#### [Exercise instructions]
Read the records below. Copy each line where the string "screenshot" occurs.

#### [Stored records]
— begin —

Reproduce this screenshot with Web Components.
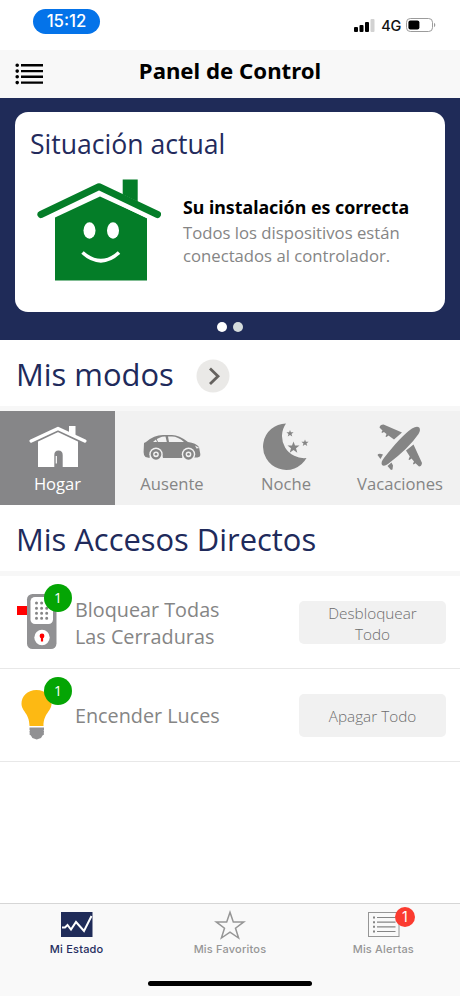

— end —
— begin —

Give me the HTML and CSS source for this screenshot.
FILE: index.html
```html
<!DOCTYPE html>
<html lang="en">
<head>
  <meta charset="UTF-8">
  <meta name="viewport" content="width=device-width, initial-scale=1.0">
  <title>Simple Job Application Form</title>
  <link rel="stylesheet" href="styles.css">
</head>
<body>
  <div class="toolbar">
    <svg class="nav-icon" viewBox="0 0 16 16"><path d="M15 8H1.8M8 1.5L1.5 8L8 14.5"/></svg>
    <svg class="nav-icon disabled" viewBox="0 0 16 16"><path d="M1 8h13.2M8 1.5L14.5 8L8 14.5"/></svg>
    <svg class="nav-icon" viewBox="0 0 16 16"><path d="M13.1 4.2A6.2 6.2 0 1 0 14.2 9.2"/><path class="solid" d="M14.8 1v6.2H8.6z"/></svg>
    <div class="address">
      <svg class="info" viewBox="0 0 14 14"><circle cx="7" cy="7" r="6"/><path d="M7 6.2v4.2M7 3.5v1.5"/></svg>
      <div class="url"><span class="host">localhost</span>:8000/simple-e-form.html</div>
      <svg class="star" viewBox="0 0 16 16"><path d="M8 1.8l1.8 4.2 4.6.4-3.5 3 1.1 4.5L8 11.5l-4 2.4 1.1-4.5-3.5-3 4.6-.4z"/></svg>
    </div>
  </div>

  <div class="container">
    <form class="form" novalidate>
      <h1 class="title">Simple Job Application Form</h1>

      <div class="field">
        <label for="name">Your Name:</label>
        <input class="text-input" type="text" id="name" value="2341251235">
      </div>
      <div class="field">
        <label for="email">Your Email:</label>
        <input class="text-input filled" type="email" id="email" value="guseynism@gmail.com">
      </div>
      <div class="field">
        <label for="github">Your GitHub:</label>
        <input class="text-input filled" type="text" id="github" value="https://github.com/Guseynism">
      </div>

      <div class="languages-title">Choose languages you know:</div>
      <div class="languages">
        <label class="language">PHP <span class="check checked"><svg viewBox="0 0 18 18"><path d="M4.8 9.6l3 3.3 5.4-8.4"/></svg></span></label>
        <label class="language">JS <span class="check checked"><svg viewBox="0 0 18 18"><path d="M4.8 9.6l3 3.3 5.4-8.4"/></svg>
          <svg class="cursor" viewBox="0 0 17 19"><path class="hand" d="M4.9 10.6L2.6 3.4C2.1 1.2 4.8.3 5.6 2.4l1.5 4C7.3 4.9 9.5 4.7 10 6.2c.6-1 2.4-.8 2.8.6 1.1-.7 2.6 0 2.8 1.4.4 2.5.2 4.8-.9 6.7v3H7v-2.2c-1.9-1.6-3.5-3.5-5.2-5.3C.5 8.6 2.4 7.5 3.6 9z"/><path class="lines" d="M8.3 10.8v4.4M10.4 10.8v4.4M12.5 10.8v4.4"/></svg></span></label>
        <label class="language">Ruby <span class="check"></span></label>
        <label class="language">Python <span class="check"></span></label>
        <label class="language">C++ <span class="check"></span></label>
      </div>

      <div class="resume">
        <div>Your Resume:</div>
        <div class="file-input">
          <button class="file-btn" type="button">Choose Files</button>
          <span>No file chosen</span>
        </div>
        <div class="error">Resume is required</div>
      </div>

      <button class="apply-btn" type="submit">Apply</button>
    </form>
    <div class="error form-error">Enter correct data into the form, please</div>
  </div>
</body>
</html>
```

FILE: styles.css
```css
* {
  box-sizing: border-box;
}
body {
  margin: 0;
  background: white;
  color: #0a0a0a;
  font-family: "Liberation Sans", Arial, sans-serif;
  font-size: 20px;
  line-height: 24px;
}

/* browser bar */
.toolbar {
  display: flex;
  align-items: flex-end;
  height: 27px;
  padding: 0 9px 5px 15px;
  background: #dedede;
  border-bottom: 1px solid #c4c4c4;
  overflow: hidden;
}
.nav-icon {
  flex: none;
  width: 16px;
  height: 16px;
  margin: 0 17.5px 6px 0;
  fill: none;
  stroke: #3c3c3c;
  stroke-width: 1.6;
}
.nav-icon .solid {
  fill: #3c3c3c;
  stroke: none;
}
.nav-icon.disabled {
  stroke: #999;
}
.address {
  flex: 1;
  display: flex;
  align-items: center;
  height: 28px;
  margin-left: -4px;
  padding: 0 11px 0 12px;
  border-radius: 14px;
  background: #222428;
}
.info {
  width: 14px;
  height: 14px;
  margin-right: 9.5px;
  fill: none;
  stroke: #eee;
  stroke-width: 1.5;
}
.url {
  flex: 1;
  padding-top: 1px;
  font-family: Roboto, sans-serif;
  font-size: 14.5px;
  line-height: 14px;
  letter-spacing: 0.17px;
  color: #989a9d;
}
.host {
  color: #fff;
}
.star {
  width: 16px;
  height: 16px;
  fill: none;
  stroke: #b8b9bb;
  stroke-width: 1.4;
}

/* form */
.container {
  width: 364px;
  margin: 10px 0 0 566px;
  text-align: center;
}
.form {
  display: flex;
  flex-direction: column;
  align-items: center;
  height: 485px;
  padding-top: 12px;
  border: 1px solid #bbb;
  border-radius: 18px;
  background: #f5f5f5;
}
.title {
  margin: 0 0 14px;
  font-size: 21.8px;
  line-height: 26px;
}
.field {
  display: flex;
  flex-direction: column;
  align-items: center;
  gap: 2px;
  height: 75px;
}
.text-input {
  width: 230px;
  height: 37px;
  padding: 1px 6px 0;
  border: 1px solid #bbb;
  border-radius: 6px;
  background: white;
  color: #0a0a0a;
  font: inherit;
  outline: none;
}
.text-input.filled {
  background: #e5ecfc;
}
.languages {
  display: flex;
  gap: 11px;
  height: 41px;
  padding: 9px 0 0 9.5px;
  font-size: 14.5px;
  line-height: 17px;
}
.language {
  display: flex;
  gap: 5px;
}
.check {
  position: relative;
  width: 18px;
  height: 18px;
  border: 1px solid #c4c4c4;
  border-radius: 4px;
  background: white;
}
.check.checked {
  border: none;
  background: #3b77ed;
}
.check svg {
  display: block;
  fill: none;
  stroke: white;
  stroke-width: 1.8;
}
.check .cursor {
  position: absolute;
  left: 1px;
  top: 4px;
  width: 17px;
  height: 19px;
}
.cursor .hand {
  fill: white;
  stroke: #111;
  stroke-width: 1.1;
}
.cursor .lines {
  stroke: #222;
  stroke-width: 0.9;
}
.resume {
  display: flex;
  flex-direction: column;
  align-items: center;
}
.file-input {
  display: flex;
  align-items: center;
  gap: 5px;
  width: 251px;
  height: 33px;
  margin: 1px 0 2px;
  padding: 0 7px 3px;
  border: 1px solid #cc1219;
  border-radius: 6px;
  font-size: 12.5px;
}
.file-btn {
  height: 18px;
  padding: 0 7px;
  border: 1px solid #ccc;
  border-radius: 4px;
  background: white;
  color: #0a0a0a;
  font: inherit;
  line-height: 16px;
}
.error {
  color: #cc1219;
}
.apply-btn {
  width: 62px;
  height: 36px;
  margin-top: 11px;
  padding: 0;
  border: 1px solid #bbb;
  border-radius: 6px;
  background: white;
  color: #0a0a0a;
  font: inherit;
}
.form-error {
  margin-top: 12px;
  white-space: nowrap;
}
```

— end —

#### [Answer to the exercise]
Reproduce this screenshot with Web Components.
Give me the HTML and CSS source for this screenshot.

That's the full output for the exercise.